- _DATA FOR THIS EXERCISE_:
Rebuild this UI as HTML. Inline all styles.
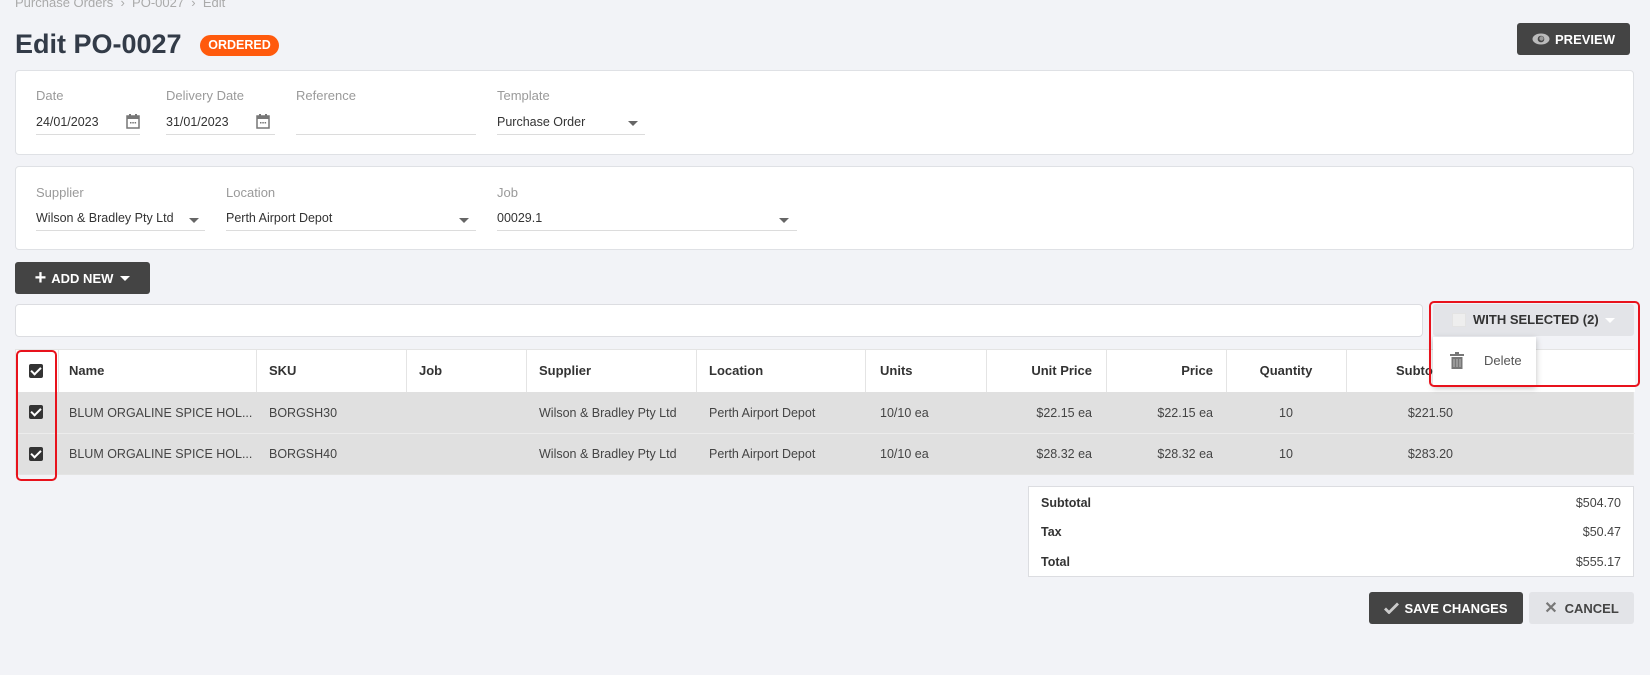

---

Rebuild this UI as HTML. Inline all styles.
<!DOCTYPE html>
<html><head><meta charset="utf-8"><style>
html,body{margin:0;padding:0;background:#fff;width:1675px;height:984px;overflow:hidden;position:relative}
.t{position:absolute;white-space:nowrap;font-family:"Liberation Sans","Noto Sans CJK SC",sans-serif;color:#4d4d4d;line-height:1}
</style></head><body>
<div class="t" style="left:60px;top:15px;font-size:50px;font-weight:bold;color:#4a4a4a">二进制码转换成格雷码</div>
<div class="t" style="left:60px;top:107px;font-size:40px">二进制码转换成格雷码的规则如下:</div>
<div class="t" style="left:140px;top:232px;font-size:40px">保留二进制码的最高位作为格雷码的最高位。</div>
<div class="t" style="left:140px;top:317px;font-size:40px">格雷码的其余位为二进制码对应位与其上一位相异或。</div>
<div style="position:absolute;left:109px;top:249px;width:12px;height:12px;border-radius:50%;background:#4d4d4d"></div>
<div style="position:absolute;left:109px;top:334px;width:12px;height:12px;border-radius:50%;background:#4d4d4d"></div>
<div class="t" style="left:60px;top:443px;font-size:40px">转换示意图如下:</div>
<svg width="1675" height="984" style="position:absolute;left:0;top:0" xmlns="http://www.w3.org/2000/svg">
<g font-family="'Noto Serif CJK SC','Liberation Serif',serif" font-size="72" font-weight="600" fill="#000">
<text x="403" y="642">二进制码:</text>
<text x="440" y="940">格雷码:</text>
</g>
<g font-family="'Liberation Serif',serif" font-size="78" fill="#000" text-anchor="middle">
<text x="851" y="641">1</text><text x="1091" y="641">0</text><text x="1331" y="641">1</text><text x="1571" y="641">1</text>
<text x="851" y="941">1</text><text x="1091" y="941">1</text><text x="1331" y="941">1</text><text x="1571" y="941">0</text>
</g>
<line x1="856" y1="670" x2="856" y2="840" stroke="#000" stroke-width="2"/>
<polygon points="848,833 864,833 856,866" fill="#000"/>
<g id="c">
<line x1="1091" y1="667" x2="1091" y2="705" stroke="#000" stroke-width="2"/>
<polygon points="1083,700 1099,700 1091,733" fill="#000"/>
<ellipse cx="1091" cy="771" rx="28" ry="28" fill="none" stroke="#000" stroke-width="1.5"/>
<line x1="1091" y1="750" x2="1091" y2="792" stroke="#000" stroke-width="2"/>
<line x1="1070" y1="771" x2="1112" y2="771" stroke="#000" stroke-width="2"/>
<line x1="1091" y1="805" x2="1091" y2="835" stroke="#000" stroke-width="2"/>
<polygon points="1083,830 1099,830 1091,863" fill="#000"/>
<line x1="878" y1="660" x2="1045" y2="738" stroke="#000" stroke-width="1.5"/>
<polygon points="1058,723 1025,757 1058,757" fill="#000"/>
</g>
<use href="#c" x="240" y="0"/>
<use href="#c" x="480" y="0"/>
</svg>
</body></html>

---

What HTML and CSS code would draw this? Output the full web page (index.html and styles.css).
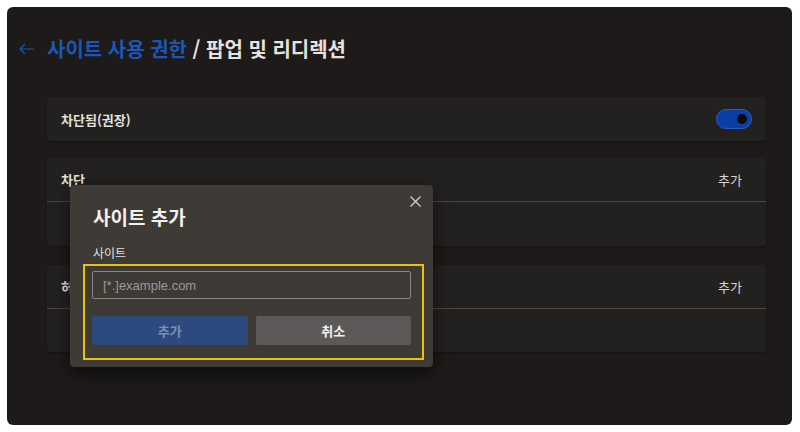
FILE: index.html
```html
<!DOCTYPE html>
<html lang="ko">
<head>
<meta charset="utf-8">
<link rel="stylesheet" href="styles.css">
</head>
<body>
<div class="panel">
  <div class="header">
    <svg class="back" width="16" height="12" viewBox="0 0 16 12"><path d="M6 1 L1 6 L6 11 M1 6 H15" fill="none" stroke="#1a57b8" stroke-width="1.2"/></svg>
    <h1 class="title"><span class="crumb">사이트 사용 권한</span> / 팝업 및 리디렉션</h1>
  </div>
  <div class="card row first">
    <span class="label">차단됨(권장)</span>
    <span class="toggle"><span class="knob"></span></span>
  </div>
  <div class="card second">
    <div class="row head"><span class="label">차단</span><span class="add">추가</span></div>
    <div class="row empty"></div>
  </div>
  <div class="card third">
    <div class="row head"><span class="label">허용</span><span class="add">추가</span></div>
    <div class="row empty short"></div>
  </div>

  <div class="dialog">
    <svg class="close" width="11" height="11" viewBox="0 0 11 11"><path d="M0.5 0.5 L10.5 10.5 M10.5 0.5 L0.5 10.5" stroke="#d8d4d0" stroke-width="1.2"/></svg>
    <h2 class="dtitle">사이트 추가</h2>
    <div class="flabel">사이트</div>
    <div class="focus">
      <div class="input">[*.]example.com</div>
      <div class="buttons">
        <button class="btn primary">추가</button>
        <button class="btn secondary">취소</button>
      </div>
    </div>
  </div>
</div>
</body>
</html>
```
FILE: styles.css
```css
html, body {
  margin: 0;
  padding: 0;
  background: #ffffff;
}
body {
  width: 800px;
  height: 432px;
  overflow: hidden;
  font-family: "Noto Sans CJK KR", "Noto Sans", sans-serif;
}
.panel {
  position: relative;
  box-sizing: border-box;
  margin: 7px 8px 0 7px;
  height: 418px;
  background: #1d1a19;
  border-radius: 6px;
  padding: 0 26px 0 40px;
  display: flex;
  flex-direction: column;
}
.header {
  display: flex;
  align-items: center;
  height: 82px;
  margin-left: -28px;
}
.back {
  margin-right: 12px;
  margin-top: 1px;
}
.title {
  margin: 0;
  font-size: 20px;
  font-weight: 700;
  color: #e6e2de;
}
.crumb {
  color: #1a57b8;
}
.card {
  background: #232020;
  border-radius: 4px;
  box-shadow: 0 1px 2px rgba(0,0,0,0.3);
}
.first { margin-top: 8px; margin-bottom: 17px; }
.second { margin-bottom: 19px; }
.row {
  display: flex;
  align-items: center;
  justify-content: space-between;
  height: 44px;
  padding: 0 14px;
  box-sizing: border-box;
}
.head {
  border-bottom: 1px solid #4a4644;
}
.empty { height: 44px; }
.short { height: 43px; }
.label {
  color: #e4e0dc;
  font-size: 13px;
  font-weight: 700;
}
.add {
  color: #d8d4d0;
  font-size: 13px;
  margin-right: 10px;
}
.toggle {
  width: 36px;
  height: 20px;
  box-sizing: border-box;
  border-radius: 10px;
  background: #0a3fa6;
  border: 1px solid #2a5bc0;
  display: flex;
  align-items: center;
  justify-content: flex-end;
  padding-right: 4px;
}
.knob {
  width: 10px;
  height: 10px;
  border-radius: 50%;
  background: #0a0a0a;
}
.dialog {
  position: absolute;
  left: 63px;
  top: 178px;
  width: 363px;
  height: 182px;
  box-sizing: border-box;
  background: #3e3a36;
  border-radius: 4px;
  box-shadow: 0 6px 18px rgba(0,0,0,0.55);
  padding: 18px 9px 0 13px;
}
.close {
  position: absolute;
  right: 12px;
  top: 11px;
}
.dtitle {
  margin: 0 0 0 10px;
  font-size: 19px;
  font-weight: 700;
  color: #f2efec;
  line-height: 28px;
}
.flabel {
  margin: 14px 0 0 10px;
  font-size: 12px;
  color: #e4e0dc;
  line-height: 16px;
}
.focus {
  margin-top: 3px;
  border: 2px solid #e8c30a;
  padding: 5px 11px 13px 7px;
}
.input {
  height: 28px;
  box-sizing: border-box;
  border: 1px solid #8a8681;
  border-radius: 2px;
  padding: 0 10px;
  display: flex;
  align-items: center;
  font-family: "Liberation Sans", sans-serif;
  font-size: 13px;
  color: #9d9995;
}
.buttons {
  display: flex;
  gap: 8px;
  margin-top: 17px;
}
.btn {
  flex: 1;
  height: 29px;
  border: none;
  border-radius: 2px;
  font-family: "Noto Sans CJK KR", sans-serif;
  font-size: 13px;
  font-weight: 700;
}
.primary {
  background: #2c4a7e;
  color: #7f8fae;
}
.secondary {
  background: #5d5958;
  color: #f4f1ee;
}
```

- _PROBLEM TO SOLVE_: In the records above, locate the lines holding the word "styles". Copy each of them.

- _EXERCISE RESPONSE_:
Rebuild this UI as HTML. Inline all styles.
Rebuild this UI as HTML. Inline all styles.
What HTML and CSS code would draw this? Output the full web page (index.html and styles.css).
<link rel="stylesheet" href="styles.css">
FILE: styles.css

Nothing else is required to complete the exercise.